# Prompt
Copy each line in which the string "this" occurs.
** BEGIN Records shown **
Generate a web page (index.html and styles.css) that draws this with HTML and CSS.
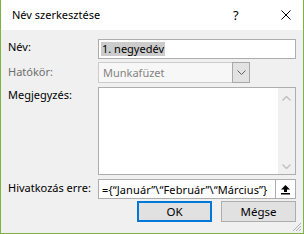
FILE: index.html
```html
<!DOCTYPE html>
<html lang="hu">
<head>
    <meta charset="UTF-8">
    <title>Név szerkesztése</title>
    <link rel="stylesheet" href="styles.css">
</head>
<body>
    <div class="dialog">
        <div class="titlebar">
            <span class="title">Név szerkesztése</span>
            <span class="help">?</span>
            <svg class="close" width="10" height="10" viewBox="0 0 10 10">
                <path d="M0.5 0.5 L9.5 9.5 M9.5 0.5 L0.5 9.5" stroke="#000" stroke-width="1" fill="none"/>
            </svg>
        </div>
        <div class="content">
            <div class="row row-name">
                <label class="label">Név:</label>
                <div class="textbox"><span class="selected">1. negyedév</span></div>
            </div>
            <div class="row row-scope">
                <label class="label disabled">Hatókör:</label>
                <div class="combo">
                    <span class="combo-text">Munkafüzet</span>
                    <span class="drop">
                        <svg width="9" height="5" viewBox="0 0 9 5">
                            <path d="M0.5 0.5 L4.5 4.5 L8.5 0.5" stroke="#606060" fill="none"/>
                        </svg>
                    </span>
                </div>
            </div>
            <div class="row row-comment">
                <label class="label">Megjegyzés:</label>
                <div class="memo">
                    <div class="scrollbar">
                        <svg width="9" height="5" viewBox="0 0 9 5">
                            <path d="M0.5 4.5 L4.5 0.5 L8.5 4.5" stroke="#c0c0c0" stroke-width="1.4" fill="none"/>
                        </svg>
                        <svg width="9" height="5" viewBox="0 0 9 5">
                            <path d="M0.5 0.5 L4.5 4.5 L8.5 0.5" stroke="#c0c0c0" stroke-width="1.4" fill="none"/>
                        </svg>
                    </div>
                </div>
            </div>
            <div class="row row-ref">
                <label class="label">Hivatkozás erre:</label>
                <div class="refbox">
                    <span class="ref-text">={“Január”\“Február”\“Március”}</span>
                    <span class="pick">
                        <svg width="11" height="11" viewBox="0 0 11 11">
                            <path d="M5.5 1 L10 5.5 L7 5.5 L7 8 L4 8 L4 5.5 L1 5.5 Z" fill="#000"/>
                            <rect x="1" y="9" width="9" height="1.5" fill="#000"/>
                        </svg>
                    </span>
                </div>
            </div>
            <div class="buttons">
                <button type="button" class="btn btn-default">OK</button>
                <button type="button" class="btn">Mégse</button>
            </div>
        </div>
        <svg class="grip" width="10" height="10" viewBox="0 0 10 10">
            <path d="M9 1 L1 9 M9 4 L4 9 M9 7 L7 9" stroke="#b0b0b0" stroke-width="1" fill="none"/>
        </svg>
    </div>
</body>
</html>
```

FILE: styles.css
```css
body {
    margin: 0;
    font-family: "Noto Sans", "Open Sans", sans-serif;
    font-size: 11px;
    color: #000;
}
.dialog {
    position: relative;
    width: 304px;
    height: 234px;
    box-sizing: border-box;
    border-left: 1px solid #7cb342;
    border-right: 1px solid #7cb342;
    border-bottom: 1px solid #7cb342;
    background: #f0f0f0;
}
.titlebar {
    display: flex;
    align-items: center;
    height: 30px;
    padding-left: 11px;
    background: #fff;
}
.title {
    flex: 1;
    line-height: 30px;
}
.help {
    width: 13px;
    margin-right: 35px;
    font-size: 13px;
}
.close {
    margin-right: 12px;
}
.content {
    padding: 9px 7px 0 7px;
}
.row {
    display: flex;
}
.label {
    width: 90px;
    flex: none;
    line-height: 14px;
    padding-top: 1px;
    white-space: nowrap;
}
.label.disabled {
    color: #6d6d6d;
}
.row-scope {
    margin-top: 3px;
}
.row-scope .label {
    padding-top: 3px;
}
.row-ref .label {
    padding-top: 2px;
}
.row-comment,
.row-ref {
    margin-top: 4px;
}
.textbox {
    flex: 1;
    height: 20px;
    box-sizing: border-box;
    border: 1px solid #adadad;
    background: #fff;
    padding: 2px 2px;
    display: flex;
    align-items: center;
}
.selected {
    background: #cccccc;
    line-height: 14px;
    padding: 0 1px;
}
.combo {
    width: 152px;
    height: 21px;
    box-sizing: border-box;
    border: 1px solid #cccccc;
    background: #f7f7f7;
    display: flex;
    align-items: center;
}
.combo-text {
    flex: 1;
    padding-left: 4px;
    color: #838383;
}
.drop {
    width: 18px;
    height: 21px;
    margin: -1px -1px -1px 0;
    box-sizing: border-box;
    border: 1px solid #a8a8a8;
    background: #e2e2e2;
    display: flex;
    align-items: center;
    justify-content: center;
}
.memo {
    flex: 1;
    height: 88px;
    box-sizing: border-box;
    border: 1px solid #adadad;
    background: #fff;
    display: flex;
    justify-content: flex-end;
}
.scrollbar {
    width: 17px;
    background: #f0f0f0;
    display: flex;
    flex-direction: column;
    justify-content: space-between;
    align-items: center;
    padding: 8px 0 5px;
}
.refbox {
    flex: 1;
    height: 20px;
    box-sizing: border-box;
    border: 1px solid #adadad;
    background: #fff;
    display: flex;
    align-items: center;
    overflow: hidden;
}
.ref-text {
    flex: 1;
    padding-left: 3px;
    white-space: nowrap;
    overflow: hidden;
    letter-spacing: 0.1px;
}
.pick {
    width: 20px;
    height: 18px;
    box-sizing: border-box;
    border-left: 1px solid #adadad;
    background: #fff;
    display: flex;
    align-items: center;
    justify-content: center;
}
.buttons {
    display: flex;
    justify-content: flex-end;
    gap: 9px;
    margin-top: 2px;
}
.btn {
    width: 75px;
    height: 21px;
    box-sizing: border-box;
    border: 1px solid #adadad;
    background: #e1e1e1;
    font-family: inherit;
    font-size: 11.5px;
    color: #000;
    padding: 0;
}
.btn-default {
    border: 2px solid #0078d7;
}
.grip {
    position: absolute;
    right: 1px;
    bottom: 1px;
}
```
** END Records shown **
** BEGIN Records shown **
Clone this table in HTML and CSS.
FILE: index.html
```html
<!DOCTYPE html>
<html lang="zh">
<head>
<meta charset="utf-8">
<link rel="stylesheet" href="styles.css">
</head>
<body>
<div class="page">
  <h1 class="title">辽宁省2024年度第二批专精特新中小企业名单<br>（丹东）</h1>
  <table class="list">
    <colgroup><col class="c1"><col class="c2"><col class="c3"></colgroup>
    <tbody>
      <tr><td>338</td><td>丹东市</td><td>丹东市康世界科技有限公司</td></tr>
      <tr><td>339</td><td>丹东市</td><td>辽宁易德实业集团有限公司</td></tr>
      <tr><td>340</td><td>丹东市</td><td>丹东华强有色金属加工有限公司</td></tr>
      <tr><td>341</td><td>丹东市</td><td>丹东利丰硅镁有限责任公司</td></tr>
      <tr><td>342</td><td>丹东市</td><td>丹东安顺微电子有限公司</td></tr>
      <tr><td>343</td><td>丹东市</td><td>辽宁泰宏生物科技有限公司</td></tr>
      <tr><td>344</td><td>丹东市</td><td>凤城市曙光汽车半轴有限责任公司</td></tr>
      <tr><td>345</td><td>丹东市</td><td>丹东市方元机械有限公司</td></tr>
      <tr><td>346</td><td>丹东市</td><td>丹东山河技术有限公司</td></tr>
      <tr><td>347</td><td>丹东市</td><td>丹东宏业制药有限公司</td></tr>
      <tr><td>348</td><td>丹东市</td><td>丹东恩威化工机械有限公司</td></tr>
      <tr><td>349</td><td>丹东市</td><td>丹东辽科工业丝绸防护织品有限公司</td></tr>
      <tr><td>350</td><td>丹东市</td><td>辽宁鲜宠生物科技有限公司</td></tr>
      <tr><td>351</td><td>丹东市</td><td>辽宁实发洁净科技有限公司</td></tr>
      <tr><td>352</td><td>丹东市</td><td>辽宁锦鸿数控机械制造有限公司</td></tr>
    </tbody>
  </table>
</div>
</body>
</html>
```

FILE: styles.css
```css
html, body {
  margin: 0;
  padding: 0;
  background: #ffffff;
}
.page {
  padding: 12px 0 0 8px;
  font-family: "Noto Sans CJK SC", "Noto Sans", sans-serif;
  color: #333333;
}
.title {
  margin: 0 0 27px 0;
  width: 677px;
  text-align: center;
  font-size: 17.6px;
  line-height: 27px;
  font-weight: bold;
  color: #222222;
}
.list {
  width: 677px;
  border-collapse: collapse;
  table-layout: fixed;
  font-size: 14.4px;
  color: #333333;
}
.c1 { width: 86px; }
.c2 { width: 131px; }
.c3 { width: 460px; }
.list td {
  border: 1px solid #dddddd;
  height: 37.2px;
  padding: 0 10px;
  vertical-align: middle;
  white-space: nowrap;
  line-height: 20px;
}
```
** END Records shown **
** BEGIN Records shown **
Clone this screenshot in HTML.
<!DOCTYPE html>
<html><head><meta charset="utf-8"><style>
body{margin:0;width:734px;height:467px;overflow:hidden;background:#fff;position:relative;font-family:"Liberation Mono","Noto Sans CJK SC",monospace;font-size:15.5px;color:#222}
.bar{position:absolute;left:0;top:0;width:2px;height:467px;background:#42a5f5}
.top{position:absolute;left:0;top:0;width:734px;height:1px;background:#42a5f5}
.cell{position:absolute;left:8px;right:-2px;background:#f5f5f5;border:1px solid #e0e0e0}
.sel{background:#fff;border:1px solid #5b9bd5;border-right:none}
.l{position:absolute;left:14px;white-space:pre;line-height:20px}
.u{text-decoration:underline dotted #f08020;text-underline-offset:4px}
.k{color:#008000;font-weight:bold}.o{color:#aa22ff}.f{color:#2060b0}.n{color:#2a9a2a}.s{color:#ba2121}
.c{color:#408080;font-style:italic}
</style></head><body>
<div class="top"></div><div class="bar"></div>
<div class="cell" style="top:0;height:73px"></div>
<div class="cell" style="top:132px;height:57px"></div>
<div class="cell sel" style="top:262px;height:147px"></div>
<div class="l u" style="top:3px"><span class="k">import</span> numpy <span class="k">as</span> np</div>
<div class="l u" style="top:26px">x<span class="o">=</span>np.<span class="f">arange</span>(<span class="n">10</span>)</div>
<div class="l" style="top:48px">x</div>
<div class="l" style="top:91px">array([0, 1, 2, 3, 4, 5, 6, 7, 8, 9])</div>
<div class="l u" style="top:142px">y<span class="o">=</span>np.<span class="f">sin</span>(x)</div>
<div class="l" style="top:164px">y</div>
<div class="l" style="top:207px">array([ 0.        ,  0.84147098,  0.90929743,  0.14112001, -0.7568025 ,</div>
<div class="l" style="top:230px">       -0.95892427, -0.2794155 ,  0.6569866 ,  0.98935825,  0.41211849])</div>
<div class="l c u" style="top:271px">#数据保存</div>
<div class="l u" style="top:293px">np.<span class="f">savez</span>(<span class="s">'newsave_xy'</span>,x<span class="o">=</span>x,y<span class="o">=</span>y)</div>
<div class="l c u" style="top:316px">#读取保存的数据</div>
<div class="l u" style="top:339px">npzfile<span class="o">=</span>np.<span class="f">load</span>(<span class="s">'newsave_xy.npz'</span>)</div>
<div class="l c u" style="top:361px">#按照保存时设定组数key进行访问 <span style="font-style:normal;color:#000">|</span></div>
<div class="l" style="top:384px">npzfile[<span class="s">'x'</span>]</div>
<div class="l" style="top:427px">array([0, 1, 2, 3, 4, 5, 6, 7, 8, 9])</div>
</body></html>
** END Records shown **
# Correct answer
Generate a web page (index.html and styles.css) that draws this with HTML and CSS.
Clone this table in HTML and CSS.
Clone this screenshot in HTML.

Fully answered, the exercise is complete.